Alternatively, taxpayers may opt for the periodic payment option, which requires multiplying the disposable income by either 48 or 60 months. The 48-month option applies if the offer is submitted while the statutory period for collection remains open for 48 months or more. The 60-month option applies if the offer is submitted while the statutory period for collection is less than 48 months remaining.
The financial data that feeds this calculation must be meticulously documented and presented on the appropriate IRS form. Individuals must complete Form 433-A (OIC), while businesses must use Form 433-B (OIC). These forms require detailed disclosure of all income sources, asset holdings, and monthly expenses.
Supporting documentation must include the last three months of bank statements for all accounts, pay stubs, and copies of secured debt statements like mortgages and car loans. If the taxpayer is self-employed, an accurate profit and loss statement for the last twelve months is required to substantiate income figures. Any figures entered onto the Form 433-A or 433-B must be directly traceable to the provided financial records.
This ensures the proposed offer amount is at least equal to or greater than the IRS’s likely calculated RCP. An offer below the RCP will be rejected, regardless of the stated grounds for acceptance.
Once the taxpayer has performed the necessary financial calculations and completed the required forms, the focus shifts to the precise mechanics of the submission. The application package must be complete, accurate, and include all mandatory components to avoid immediate return by the IRS. The primary document is Form 656, Offer in Compromise, which formally proposes the settlement amount and repayment terms.
Form 656 must be accompanied by the completed financial statement, which is either Form 433-A (OIC) for individuals or Form 433-B (OIC) for businesses. All supporting financial documentation, such as bank statements and proof of income, must be securely attached to the forms. The submission requires a non-refundable application fee, which is currently set at $205.
The application fee may be waived if the taxpayer qualifies as a low-income taxpayer, which is determined by the federal poverty guidelines. A low-income certification must be included in the package if the fee is waived. The payment structure chosen on Form 656 dictates the required initial payment that must accompany the submission.
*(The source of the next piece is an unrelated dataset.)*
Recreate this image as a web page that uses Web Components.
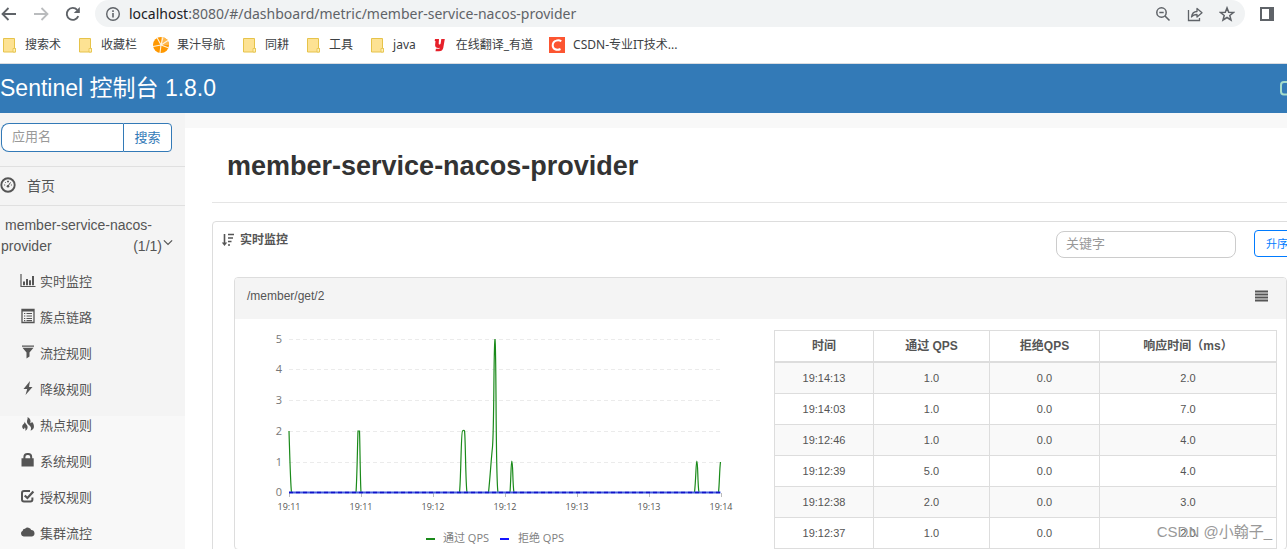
<!DOCTYPE html>
<html lang="zh-CN">
<head>
<meta charset="utf-8">
<title>Sentinel 控制台</title>
<style>
  html { height: 100%; }
  body {
    margin: 0; height: 100%; overflow: hidden; background: #fff; color: #555;
    font-family: "Liberation Sans", "Noto Sans CJK SC", sans-serif; font-size: 14px;
  }
</style>
</head>
<body>
<sentinel-page></sentinel-page>

<script>
const ICONS = {
  back: '<path d="M15 8H2M7.500 2L1.500 8l6 6" fill="none" stroke="currentColor" stroke-width="1.800"/>',
  forward: '<path d="M1 8h13M8.500 2l6 6-6 6" fill="none" stroke="currentColor" stroke-width="1.800"/>',
  reload: '<path d="M13.300 10.200A6 6 0 1 1 12.200 3.800" fill="none" stroke="currentColor" stroke-width="1.900"/><path d="M14.800 1v6H8.800z" fill="currentColor"/>',
  info: '<circle cx="8" cy="8" r="6.300" fill="none" stroke="currentColor" stroke-width="1.400"/><path d="M7.200 7h1.600v4.500H7.200zM7.200 4.300h1.600v1.600H7.200z" fill="currentColor"/>',
  zoomout: '<circle cx="6.500" cy="6.500" r="4.700" fill="none" stroke="currentColor" stroke-width="1.500"/><path d="M10 10l4.500 4.500M4.300 6.500h4.400" stroke="currentColor" stroke-width="1.600"/>',
  share: '<path d="M1.500 4v10.500h11V12" fill="none" stroke="currentColor" stroke-width="1.300"/><path d="M4.500 11c.5-3.600 2.300-5.500 5.500-5.500V2.500L15 6.800 10 11V8.500c-2.500 0-4.300.8-5.500 2.500z" fill="none" stroke="currentColor" stroke-width="1.300" stroke-linejoin="round"/>',
  star: '<path d="M8 1.900l1.700 4.300 4.700.3-3.600 3 1.200 4.500L8 11.500 4 14l1.200-4.500-3.600-3 4.700-.3z" fill="none" stroke="currentColor" stroke-width="1.500"/>',
  panel: '<path d="M1 1h14v14H1zM3 3v10h7V3z" fill="currentColor" fill-rule="evenodd"/>',
  folder: '<path d="M2.500 1.500h11v9.500l1 .5v3.500h-12z" fill="#fde293" stroke="#e6c34a"/><path d="M12 15v-3.500h2.500V15z" fill="#fff0b8" stroke="#e6c34a" stroke-width=".8"/>',
  orange: '<circle cx="8" cy="8" r="8" fill="#ff9800"/><path d="M8 0a8 8 0 0 1 8 8H8z" fill="#ffb74d"/><path d="M8 8L4 .500M8 8l7-4.500M8 8l8 3M8 8l-1 8M8 8l-8 1.500M8 8L10 0" stroke="#fff3df" stroke-width="1.100"/>',
  youdao: '<path d="M3 2h4l-.3 4.500c0 1.500 1.800 1 2-.3L9.300 2h3.500l-1.500 8.700c-.5 2.500-2 3.500-4.300 3.500H3.500l.4-2.400H6.300c1 0 1.500-.3 1.700-1-3 .7-5-.4-4.900-2.700L3.500 4H2.700z" fill="#e6202a"/>',
  csdn: '<path d="M0 0h16v16H0z" fill="#fc5531"/><path d="M12.300 4.300C11 3.400 8.900 3 7.300 3.600 5 4.300 3.700 6.200 3.700 8.500c0 3.600 4 5.300 7.800 3.500" fill="none" stroke="#fff" stroke-width="2"/>',
  gauge: '<circle cx="8" cy="8" r="6.700" fill="none" stroke="currentColor" stroke-width="1.900"/><circle cx="8" cy="9.200" r="1.300" fill="currentColor"/><path d="M8 9l2.600-3.600" stroke="currentColor"/><path d="M4 8h1.200M5.200 5.200l.8.8M7.500 4h1v1h-1zM10.900 8H12" stroke="currentColor" stroke-width=".9" fill="none"/>',
  bars: '<path d="M1 2v12.500H15.500" fill="none" stroke="currentColor" stroke-width="1.200"/><path d="M3 9.500h2v3.700H3zM6 7h2v6.200H6zM9 8.300h2v4.900H9zM12 4h2v9.200h-2z" fill="currentColor"/>',
  list: '<path d="M2 1.500h12v13H2z" fill="none" stroke="currentColor" stroke-width="1.300"/><path d="M2 1h12v2.500H2z" fill="currentColor"/><path d="M4 5.500h1.300M6.500 5.500H12M4 8h1.300M6.500 8H12M4 10.500h1.300M6.500 10.500H12M4 12.700h1.300M6.500 12.700H12" stroke="currentColor" stroke-width="1.200"/>',
  funnel: '<path d="M2 1.500h12v1.300H2zM2.500 3.800h11L9.500 8.500v4l-3 2V8.500z" fill="currentColor"/>',
  bolt: '<path d="M10 1L3.500 9h3.700L5.500 15 12.500 7H9z" fill="currentColor"/>',
  fire: '<path d="M7.500 1c3 1.500 3.500 3.500 2.800 6 .7.400 1.400 0 1.500-1.200 2 1.700 2.500 4 2 6-.5 1.500-1.800 2.500-3.300 2.800 1.200-2 .5-3.600-1-5C7.900 8.200 6.700 7 7 5c.2-1.500 1-2.500.5-4zM4.700 5.500c.3 2.200 3.200 3.500 2.900 6-.1 1.600-1 2.700-2.400 3.300.6-1.500.2-2.600-.4-3.500-.2 1-.6 1.400-1.200 2C1.500 11.700 2 9.500 3.300 8.300c.9-.9 1.400-1.700 1.400-2.800z" fill="currentColor"/>',
  lock: '<path d="M1.500 6.200h1.900V5a4 4 0 0 1 4-4h.8a4 4 0 0 1 4 4v1.200h1.500V14.500H1.500zM5.400 6.200h4.800V5A2 2 0 0 0 8.200 3h-.8a2 2 0 0 0-2 2z" fill="currentColor" fill-rule="evenodd"/>',
  check: '<path d="M10 3H4a2 2 0 0 0-2 2v6.500a2 2 0 0 0 2 2h6.400a2 2 0 0 0 2-2V9.500" fill="none" stroke="currentColor" stroke-width="2"/><path d="M4.700 7.500L7.400 10l6-6.500" fill="none" stroke="currentColor" stroke-width="2.200"/>',
  cloud: '<path d="M3.700 12.500a3 3 0 0 1-1-5.700 2.200 2.200 0 0 1 2.300-2.100A3.900 3.900 0 0 1 11.300 6a3.300 3.300 0 0 1 .7 6.500z" fill="currentColor"/>',
  chevron: '<path d="M2.500 4.500l5.500 5.500 5.500-5.500" fill="none" stroke="currentColor" stroke-width="1.600"/>',
  sort: '<path d="M3.500 2v10" stroke="currentColor" stroke-width="1.600"/><path d="M.8 10.500h5.400L3.500 14z" fill="currentColor"/><path d="M7 2.500h6M7 6h5M7 9.500h3.500M7 13h2" stroke="currentColor" stroke-width="1.600"/>',
  lines: '<path d="M1 3.500h13M1 6.500h13M1 9.500h13M1 12.500h13" stroke="currentColor" stroke-width="1.800"/>',
  locale: '<path d="M16 2H7a3 3 0 0 0-3 3v6.500a3 3 0 0 0 3 3h9" fill="none" stroke="currentColor" stroke-width="2"/><path d="M11 7h5v4h-5z" fill="currentColor"/>'
};

const define = (name, html, setup) => customElements.define(name, class extends HTMLElement {
  constructor() {
    super();
    const template = document.createElement('template');
    template.innerHTML = html;
    this.attachShadow({ mode: 'open' }).append(template.content.cloneNode(true));
  }
  connectedCallback() { if (setup) setup(this, this.shadowRoot); }
});

define('ui-icon', `
  <style>
    :host { display: inline-block; width: 16px; height: 16px; flex: none; }
    svg { display: block; width: 100%; height: 100%; }
  </style>
  <svg viewBox="0 0 16 16" aria-hidden="true"></svg>`,
  (host, root) => { root.querySelector('svg').innerHTML = ICONS[host.getAttribute('name')] || ''; });

define('address-bar', `
  <style>
    :host { display: flex; align-items: center; height: 27px; color: #5f6368; padding: 0 12px 0 1px; }
    button { border: 0; padding: 0; background: none; color: inherit; display: flex; }
    .nav { display: flex; gap: 16px; }
    .nav button:nth-child(2) { color: #babcbe; }
    .pill { flex: 1; display: flex; align-items: center; gap: 8px; height: 27px; margin: 0 14px;
      padding: 0 10px; border-radius: 14px; background: #f1f3f4; }
    .url { flex: 1; font: 14px/20px "Noto Sans", sans-serif; }
    b { font-weight: 400; color: #202124; }
    .tools { display: flex; gap: 16px; }
  </style>
  <div class="nav">
    <button aria-label="后退"><ui-icon name="back"></ui-icon></button>
    <button aria-label="前进"><ui-icon name="forward"></ui-icon></button>
    <button aria-label="刷新"><ui-icon name="reload"></ui-icon></button>
  </div>
  <div class="pill">
    <ui-icon name="info"></ui-icon>
    <span class="url"><b>localhost</b>:8080/#/dashboard/metric/member-service-nacos-provider</span>
    <div class="tools">
      <button aria-label="缩放"><ui-icon name="zoomout"></ui-icon></button>
      <button aria-label="分享"><ui-icon name="share"></ui-icon></button>
      <button aria-label="收藏"><ui-icon name="star"></ui-icon></button>
    </div>
  </div>
  <button aria-label="侧边栏"><ui-icon name="panel"></ui-icon></button>`);

define('bookmark-link', `
  <style>
    :host { display: block; }
    a { display: flex; align-items: center; gap: 8px; color: #3c4043; text-decoration: none;
      white-space: nowrap; font: 12px/18px "Noto Sans", "Noto Sans CJK SC", sans-serif; }
  </style>
  <a href="#"><ui-icon></ui-icon><slot></slot></a>`,
  (host, root) => {
    const icon = document.createElement('ui-icon');
    icon.setAttribute('name', host.getAttribute('icon'));
    root.querySelector('ui-icon').replaceWith(icon);
  });

define('bookmark-bar', `
  <style>
    :host { display: flex; align-items: center; gap: 16px; height: 36px; padding-left: 1px;
      border-bottom: 1px solid #dadce0; }
  </style>
  <bookmark-link icon="folder">搜索术</bookmark-link>
  <bookmark-link icon="folder">收藏栏</bookmark-link>
  <bookmark-link icon="orange">果汁导航</bookmark-link>
  <bookmark-link icon="folder">同耕</bookmark-link>
  <bookmark-link icon="folder">工具</bookmark-link>
  <bookmark-link icon="folder">java</bookmark-link>
  <bookmark-link icon="youdao">在线翻译_有道</bookmark-link>
  <bookmark-link icon="csdn">CSDN-专业IT技术...</bookmark-link>`);

define('app-header', `
  <style>
    :host { display: flex; justify-content: space-between; align-items: center; height: 47px;
      padding-bottom: 2px; background: #337ab7; color: #fff; overflow: hidden; }
    a { color: inherit; text-decoration: none; font-size: 23px; line-height: 46px; }
    ui-icon { color: #a5dccb; margin-right: -6px; }
  </style>
  <a href="#">Sentinel 控制台 1.8.0</a>
  <ui-icon name="locale"></ui-icon>`);

define('nav-link', `
  <style>
    :host { display: block; }
    a { display: flex; align-items: center; gap: 4px; height: 36px; padding-left: 20px;
      color: #555; text-decoration: none; font-size: 13px; }
  </style>
  <a href="#"><ui-icon></ui-icon><slot></slot></a>`,
  (host, root) => {
    const icon = document.createElement('ui-icon');
    icon.setAttribute('name', host.getAttribute('icon'));
    root.querySelector('ui-icon').replaceWith(icon);
  });

define('side-nav', `
  <style>
    :host { display: block; width: 185px; flex: none; box-sizing: border-box; color: #555;
      background: linear-gradient(#f4f4f4 303px, #f8f8f8 303px); }
    form { display: flex; padding: 10px 13px 14px 1px; border-bottom: 1px solid #e0e0e0; }
    input, button { box-sizing: border-box; height: 29px; border: 1px solid #337ab7; background: #fff;
      font-family: inherit; font-size: 13px; }
    input { flex: 1; min-width: 0; padding: 0 10px 2px; border-right: 0; border-radius: 8px 0 0 8px; }
    input::placeholder { color: #999; }
    button { width: 49px; padding: 0 0 2px; color: #337ab7; border-radius: 0 4px 4px 0; }
    .home { display: flex; align-items: center; gap: 11px; height: 36px; padding-bottom: 2px;
      border-bottom: 1px solid #e0e0e0; color: #555; text-decoration: none; }
    .app { display: block; padding: 9px 13px 5px 1px; line-height: 21px; color: #555; text-decoration: none; }
    .row { display: flex; }
    .row span { flex: 1; }
    .first { padding-left: 4px; }
    .row ui-icon { width: 12px; height: 12px; margin-top: 1px; margin-right: -2px; }
  </style>
  <form><input aria-label="应用名" placeholder="应用名"><button type="button">搜索</button></form>
  <a class="home" href="#"><ui-icon name="gauge"></ui-icon>首页</a>
  <a class="app" href="#">
    <div class="first">member-service-nacos-</div>
    <div class="row"><span>provider</span>(1/1)<ui-icon name="chevron"></ui-icon></div>
  </a>
  <nav>
    <nav-link icon="bars">实时监控</nav-link>
    <nav-link icon="list">簇点链路</nav-link>
    <nav-link icon="funnel">流控规则</nav-link>
    <nav-link icon="bolt">降级规则</nav-link>
    <nav-link icon="fire">热点规则</nav-link>
    <nav-link icon="lock">系统规则</nav-link>
    <nav-link icon="check">授权规则</nav-link>
    <nav-link icon="cloud">集群流控</nav-link>
  </nav>`);

define('qps-chart', `
  <style>
    :host { display: block; }
    svg { display: block; width: 100%; height: auto; font-family: "Open Sans", "Noto Sans CJK SC", sans-serif; }
    .grid { stroke: #ebebeb; stroke-dasharray: 4 3; }
    .y text { font-size: 11px; text-anchor: end; fill: #777; }
    .x text { font-size: 9px; text-anchor: middle; fill: #555; }
    .legend { font-size: 11px; fill: #808080; }
  </style>
  <svg viewBox="0 0 539 230" role="img" aria-label="QPS">
    <g class="grid"></g><g class="y"></g><g class="x"></g>
    <path d="M54 112C55 145 55.500 165 56.500 173.500H121C122 160 122.500 125 123 112H124.500C125 125 125.200 160 126 173.500H224.500C226 160 226 113 227.500 112Q229 110.500 229.500 112C230.500 116 230.500 165 232 173.500H253.500C255 160 256 142 257.500 128C259.300 105 258.500 30 260 20C261.500 30 260.500 160 263 173.500H275C276 160 276 142 276.800 142C278 142 277.500 165 279 173.500H459.500C461 160 461 142 461.800 142C463 142 462.500 165 464 173.500H483.500C484.500 165 484.500 150 485.500 143" fill="none" stroke="#1a8a1a" stroke-width="1.200"/>
    <path d="M54 173.500H485.500" stroke="#4660e0" stroke-width="2"/>
    <path d="M54 173.500H485.500" stroke="#1212c8" stroke-width="1.500" stroke-dasharray="4 3"/>
    <path d="M191 220h9" stroke="#1a8a1a" stroke-width="2"/>
    <text class="legend" x="208" y="223">通过 QPS</text>
    <path d="M265 220h9" stroke="#1414ff" stroke-width="2"/>
    <text class="legend" x="283" y="223">拒绝 QPS</text>
  </svg>`,
  (host, root) => {
    const ys = [173, 143, 112, 81, 50, 20];
    root.querySelector('.grid').innerHTML = ys.slice(1).map(y => `<path d="M54 ${y}.5H485"/>`).join('');
    root.querySelector('.y').innerHTML = ys.map((y, i) => `<text x="47" y="${y + 4}">${i}</text>`).join('');
    root.querySelector('.x').innerHTML = ['19:11', '19:11', '19:12', '19:12', '19:13', '19:13', '19:14']
      .map((t, i) => `<path d="M${54 + i * 72}.500 174v4" stroke="#bbb"/><text x="${54 + i * 72}" y="191">${t}</text>`).join('');
  });

define('qps-table', `
  <style>
    :host { display: block; padding-top: 11px; }
    table { width: 100%; border-collapse: collapse; table-layout: fixed; color: #555; font-size: 11px; text-align: center; }
    th, td { border: 1px solid #ddd; padding: 0; }
    th { height: 30px; border-bottom-width: 2px; font-size: 12px; line-height: 18px; }
    td { height: 30px; line-height: 16px; }
    tbody tr:nth-child(odd) { background: #f9f9f9; }
    .time { width: 99px; }
    .pass { width: 116px; }
    .block { width: 110px; }
  </style>
  <table>
    <colgroup><col class="time"><col class="pass"><col class="block"><col></colgroup>
    <thead><tr><th>时间</th><th>通过 QPS</th><th>拒绝QPS</th><th>响应时间（ms）</th></tr></thead>
    <tbody></tbody>
  </table>`,
  (host, root) => {
    root.querySelector('tbody').innerHTML = [
      ['19:14:13', '1.0', '0.0', '2.0'], ['19:14:03', '1.0', '0.0', '7.0'], ['19:12:46', '1.0', '0.0', '4.0'],
      ['19:12:39', '5.0', '0.0', '4.0'], ['19:12:38', '2.0', '0.0', '3.0'], ['19:12:37', '1.0', '0.0', '2.0']
    ].map(r => `<tr>${r.map(c => `<td>${c}</td>`).join('')}</tr>`).join('');
  });

define('resource-card', `
  <style>
    :host { display: block; border: 1px solid #ddd; border-radius: 4px; }
    header { display: flex; align-items: center; justify-content: space-between; height: 36px;
      padding: 0 16px 5px 12px; background: #f4f4f4; border-radius: 3px 3px 0 0; font-size: 12px; }
    button { border: 0; padding: 0; background: none; color: inherit; display: flex; }
    .body { display: grid; grid-template-columns: 539fr 503fr; padding-right: 9px; }
  </style>
  <header><slot></slot><button aria-label="菜单"><ui-icon name="lines"></ui-icon></button></header>
  <div class="body"><qps-chart></qps-chart><qps-table></qps-table></div>`);

define('metric-panel', `
  <style>
    :host { display: block; border: 1px solid #ddd; border-radius: 4px; padding: 8px 23px 22px 21px; }
    .bar { display: flex; align-items: flex-start; gap: 18px; height: 47px; }
    h2 { flex: 1; display: flex; align-items: center; gap: 3px; margin: 0 0 0 -13px; font-size: 12px; line-height: 20px; }
    input, button { box-sizing: border-box; height: 27px; background: #fff; font-family: inherit; }
    input { width: 180px; margin-top: 1px; padding: 0 9px 2px; border: 1px solid #ccc; border-radius: 8px; font-size: 13px; }
    input::placeholder { color: #999; }
    button { flex: none; width: 46px; margin-right: -13px; padding: 0 0 2px; border: 1px solid #007bff; border-radius: 4px; color: #007bff; font-size: 11px; }
  </style>
  <div class="bar">
    <h2><ui-icon name="sort"></ui-icon>实时监控</h2>
    <input aria-label="关键字" placeholder="关键字">
    <button>升序</button>
  </div>
  <resource-card>/member/get/2</resource-card>`);

define('metric-page', `
  <style>
    :host { display: block; flex: 1; min-width: 0; overflow: hidden; background: #fff; border-top: 15px solid #f8f8f8; }
    h1 { margin: 0 0 18px 27px; padding: 18px 15px 15px; border-bottom: 1px solid #e5e5e5;
      color: #333; font-size: 27px; line-height: 41px; white-space: nowrap; }
    metric-panel { margin: 0 -24px 0 27px; }
  </style>
  <h1>member-service-nacos-provider</h1>
  <metric-panel></metric-panel>`);

define('sentinel-page', `
  <style>
    :host { display: flex; flex-direction: column; height: 100vh; overflow: hidden; position: relative; }
    .content { flex: 1; min-height: 0; display: flex; overflow: hidden; }
    .mark { position: absolute; right: 15px; bottom: 5px; font-size: 15px; line-height: 24px; color: #999; }
  </style>
  <address-bar></address-bar>
  <bookmark-bar></bookmark-bar>
  <app-header></app-header>
  <div class="content"><side-nav></side-nav><metric-page></metric-page></div>
  <div class="mark">CSDN @小翰子_</div>`);
</script>
</body>
</html>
For a lump-sum offer, the taxpayer must include a payment equal to 20% of the total offer amount. This 20% payment is non-refundable and will be applied to the tax liability if the offer is accepted. For periodic payment offers, the taxpayer must include the amount of the first proposed installment with the submission.
The completed package, including all forms, supporting documents, and the required payment or waiver, must be mailed to the specific IRS Service Center designated for the taxpayer’s geographic location. The IRS maintains different mailing addresses for OIC submissions, depending on the state of residence. Using the incorrect mailing address can significantly delay the processing time.
Upon receipt, the OIC application is logged, and the initial payment is processed. The package is then assigned to an IRS Offer Specialist who is responsible for the substantive review of the financial data. This specialist verifies the figures presented on Form 433-A or 433-B against public records and the submitted documentation.
The review process often involves the Offer Specialist contacting the taxpayer or their representative to request additional information or clarification on specific assets or income streams. This verification phase is crucial, and failure to respond promptly and completely to these requests will result in the offer being returned without further consideration.
During the review period, the IRS generally suspends most enforced collection activity, such as levies and seizures. However, the accrual of penalties and interest continues until the offer is officially accepted.
If the Offer Specialist recommends rejection, the taxpayer has the right to appeal the decision to the IRS Office of Appeals within 30 days of the rejection notice.
If the OIC is formally accepted, the taxpayer must adhere to several mandatory conditions to prevent the reinstatement of the original debt. The most significant condition is the mandatory compliance period, which typically lasts for five years from the date of acceptance. During this period, the taxpayer must timely file all federal tax returns and pay all taxes due, including estimated taxes.
A default on any of the terms, such as failing to file a return or not paying a tax liability during the compliance period, will result in the OIC being revoked. Revocation reinstates the entire original tax liability, including all accrued interest and penalties, minus any payments made under the OIC.
In some complex cases, the IRS may also require a Collateral Agreement as a condition of acceptance. A collateral agreement is a contract requiring the taxpayer to forfeit a portion of future income or asset appreciation above a certain threshold for a specified period. This is typically implemented when the IRS believes the taxpayer’s financial situation is likely to improve substantially in the near future.